■ **What to work on**:
Copy out each line that has "code" in it.

■ **Records provided**:
++++++++++
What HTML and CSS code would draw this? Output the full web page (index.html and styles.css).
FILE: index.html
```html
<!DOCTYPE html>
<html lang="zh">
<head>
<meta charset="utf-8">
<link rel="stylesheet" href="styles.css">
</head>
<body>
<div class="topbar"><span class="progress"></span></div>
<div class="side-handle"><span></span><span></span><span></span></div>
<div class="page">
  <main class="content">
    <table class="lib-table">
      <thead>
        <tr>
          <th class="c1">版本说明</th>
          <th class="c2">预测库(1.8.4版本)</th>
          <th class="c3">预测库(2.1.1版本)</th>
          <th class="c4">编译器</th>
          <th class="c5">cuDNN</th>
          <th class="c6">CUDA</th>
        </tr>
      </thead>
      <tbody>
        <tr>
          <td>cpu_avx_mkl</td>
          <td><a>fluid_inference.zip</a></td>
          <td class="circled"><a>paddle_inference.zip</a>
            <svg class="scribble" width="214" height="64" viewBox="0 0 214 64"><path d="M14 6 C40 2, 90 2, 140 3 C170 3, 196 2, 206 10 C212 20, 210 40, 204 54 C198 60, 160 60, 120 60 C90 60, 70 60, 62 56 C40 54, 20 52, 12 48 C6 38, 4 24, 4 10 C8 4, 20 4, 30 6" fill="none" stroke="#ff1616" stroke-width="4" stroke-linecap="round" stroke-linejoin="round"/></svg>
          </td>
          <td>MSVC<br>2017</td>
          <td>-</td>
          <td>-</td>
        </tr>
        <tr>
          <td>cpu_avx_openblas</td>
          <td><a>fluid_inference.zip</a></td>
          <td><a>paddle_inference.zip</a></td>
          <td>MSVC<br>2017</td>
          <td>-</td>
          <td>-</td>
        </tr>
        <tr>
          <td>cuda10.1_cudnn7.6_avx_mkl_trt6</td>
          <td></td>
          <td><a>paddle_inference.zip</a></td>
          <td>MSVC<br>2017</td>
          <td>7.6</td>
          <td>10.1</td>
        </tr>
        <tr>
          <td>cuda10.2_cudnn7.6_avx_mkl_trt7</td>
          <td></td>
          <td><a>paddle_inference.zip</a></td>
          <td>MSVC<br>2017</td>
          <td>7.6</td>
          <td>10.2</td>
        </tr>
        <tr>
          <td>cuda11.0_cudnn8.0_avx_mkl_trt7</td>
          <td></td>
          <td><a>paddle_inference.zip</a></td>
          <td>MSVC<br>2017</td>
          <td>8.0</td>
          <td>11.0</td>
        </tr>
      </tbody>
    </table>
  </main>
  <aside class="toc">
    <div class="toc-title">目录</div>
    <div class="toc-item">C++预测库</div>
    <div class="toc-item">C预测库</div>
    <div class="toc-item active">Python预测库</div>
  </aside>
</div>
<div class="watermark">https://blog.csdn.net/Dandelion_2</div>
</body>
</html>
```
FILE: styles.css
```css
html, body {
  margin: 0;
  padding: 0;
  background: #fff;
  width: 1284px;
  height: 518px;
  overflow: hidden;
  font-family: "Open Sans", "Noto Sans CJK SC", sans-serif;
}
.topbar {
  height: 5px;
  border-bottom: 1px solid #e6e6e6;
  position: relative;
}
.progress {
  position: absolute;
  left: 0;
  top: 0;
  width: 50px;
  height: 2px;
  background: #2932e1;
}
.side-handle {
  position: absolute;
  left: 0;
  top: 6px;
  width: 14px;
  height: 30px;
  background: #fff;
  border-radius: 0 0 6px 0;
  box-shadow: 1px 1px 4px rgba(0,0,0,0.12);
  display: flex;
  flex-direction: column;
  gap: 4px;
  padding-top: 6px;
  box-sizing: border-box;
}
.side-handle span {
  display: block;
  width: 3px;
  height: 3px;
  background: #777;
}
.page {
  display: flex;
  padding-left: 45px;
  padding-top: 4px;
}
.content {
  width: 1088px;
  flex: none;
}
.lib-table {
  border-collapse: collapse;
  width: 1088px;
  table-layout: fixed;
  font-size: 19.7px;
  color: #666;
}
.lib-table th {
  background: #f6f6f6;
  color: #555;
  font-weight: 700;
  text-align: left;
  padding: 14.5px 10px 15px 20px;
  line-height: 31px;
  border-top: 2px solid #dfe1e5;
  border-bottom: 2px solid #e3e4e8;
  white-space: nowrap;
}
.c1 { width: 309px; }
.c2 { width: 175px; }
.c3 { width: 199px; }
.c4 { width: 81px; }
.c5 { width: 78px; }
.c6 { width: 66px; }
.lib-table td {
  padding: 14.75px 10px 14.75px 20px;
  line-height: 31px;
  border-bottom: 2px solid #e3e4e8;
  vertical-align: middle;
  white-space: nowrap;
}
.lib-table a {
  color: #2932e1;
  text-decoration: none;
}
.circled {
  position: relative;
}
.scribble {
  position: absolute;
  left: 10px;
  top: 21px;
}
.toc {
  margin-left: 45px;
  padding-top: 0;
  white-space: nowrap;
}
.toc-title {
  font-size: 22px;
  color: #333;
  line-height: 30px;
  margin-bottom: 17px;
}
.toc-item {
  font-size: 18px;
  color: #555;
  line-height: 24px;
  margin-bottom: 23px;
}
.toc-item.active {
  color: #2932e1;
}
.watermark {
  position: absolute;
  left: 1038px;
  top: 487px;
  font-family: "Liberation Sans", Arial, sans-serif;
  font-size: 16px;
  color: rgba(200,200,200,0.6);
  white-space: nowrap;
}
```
++++++++++
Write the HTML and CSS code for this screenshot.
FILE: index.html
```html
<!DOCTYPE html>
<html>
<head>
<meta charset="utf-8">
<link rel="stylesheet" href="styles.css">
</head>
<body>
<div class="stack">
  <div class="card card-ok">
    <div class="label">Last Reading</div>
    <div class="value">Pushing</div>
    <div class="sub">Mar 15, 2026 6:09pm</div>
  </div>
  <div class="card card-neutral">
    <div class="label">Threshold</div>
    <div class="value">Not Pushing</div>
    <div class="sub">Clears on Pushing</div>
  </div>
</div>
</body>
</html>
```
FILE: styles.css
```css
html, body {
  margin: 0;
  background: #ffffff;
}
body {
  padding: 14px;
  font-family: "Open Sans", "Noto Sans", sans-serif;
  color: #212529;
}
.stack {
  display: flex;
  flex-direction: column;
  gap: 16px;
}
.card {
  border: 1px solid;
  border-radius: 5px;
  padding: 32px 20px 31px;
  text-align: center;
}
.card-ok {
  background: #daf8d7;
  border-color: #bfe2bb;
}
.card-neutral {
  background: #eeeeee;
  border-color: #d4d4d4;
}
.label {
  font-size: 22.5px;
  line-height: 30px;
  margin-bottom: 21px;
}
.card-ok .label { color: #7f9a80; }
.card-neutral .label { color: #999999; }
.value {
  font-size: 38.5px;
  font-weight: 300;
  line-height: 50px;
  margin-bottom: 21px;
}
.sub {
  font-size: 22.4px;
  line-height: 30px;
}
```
++++++++++
■ **Problem solution**:
What HTML and CSS code would draw this? Output the full web page (index.html and styles.css).
Write the HTML and CSS code for this screenshot.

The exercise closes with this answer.